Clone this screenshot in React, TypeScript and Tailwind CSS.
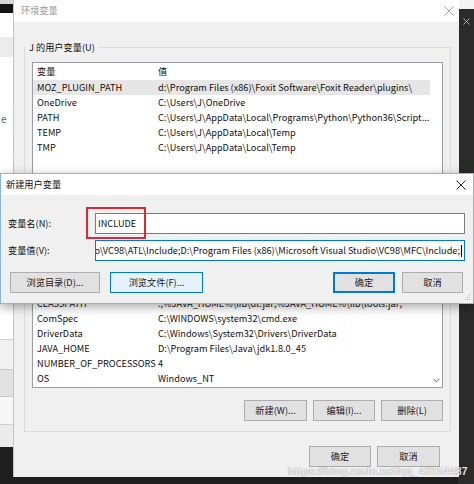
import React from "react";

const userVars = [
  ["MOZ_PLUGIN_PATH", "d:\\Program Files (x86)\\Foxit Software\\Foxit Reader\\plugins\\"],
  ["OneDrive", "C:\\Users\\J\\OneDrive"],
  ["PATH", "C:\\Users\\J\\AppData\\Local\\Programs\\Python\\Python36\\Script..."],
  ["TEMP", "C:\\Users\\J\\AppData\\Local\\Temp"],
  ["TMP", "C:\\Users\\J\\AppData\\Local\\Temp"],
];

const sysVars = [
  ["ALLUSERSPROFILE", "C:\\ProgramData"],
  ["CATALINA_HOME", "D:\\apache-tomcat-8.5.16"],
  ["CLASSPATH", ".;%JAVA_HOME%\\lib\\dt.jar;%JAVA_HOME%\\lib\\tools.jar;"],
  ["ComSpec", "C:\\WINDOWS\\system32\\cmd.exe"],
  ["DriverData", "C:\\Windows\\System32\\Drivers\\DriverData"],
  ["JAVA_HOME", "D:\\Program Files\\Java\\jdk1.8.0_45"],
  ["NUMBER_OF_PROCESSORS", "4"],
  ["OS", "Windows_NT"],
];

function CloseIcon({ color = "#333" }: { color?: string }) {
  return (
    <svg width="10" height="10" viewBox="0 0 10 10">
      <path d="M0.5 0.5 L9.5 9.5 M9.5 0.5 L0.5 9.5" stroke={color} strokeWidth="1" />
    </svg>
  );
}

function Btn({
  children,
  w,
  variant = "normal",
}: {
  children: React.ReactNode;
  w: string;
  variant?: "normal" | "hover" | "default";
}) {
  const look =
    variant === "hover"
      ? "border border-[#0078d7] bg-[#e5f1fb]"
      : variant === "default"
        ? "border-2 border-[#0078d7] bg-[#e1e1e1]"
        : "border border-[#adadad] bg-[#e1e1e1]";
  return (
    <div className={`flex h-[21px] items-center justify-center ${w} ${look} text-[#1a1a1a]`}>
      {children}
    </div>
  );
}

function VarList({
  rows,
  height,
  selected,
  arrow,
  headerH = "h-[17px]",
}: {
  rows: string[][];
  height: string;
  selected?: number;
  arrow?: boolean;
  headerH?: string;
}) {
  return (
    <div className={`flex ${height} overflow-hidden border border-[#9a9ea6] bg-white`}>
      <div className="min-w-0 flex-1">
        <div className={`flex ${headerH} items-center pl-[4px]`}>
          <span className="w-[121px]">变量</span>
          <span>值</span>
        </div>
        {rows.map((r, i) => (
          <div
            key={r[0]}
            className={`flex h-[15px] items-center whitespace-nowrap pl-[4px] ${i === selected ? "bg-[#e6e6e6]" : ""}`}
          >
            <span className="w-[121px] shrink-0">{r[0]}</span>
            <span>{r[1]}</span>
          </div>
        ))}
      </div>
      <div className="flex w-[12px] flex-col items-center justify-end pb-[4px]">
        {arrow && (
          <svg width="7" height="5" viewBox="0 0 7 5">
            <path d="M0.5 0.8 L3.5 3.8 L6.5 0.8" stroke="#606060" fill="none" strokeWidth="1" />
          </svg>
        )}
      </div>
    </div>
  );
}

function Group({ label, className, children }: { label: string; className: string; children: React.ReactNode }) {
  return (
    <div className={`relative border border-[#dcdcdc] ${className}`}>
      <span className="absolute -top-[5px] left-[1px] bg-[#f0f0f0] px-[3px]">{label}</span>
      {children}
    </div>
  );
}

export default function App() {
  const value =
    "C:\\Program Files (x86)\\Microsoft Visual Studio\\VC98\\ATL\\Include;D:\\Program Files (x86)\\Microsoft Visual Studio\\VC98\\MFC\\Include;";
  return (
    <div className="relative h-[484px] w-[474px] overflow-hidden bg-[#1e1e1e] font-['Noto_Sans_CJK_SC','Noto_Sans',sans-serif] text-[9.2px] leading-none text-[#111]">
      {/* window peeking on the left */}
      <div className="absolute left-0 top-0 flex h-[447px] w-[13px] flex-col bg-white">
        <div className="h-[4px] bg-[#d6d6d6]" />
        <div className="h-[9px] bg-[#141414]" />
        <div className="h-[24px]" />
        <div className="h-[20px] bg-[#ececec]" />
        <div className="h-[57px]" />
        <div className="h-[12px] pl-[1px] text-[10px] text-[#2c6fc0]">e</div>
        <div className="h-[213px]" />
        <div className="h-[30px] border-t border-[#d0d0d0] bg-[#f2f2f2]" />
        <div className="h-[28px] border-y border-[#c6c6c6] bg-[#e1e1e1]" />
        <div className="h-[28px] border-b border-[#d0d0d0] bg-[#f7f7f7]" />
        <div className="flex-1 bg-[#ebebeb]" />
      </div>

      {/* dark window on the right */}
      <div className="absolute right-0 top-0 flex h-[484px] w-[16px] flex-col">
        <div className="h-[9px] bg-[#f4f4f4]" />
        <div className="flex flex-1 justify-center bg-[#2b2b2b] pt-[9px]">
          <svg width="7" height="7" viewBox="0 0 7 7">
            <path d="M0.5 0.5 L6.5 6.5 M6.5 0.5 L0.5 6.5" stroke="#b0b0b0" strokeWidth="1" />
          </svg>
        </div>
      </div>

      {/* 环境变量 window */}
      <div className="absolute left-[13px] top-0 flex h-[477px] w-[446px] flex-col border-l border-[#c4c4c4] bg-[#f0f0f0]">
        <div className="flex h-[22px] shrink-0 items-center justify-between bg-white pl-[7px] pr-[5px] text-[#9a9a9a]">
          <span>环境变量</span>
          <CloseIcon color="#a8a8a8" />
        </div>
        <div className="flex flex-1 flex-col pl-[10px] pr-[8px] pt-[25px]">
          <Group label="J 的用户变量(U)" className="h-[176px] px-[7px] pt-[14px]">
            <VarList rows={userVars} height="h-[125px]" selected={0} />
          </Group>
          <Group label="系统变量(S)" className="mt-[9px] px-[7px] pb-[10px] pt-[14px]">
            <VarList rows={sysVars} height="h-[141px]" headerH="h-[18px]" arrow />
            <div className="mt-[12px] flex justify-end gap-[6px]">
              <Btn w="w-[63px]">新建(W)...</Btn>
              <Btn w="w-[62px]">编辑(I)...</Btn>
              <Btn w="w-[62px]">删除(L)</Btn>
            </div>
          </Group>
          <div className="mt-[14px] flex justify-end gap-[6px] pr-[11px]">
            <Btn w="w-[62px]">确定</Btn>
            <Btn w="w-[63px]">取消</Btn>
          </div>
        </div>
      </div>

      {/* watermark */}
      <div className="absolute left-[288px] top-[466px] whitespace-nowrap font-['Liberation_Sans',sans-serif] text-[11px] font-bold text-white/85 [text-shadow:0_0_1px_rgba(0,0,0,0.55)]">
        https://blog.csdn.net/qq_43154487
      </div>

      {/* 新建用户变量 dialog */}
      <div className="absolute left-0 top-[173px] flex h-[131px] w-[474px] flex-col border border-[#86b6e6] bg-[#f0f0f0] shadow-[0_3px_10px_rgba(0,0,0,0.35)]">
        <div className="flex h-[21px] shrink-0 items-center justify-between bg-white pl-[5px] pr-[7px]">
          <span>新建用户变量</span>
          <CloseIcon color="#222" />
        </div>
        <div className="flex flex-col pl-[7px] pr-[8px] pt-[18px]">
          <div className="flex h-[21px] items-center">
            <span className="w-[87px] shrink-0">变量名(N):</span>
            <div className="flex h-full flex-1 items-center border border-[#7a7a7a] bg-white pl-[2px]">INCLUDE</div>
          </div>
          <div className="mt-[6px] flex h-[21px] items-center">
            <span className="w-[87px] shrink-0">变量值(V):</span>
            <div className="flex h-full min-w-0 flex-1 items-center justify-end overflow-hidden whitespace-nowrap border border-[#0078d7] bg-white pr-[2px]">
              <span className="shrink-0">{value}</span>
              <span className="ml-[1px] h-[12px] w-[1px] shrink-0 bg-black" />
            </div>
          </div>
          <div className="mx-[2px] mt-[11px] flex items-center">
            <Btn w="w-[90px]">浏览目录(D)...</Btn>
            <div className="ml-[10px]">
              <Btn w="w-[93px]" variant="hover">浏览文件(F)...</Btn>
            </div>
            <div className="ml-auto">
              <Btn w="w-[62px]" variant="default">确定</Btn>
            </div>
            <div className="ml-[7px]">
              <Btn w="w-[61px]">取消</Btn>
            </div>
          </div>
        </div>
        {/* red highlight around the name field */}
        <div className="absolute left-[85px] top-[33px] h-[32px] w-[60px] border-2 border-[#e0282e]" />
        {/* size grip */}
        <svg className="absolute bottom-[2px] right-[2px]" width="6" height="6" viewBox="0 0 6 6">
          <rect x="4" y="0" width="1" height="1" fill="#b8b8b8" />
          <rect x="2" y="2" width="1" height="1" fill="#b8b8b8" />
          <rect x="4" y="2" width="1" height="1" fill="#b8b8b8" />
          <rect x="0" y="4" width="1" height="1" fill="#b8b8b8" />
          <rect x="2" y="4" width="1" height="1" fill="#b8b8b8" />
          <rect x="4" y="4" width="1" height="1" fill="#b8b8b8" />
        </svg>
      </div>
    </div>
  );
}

**Task**
For each line of the listing that holds the word "React", show that line.

**Expected answer**
Clone this screenshot in React, TypeScript and Tailwind CSS.
import React from "react";
  children: React.ReactNode;
function Group({ label, className, children }: { label: string; className: string; children: React.ReactNode }) {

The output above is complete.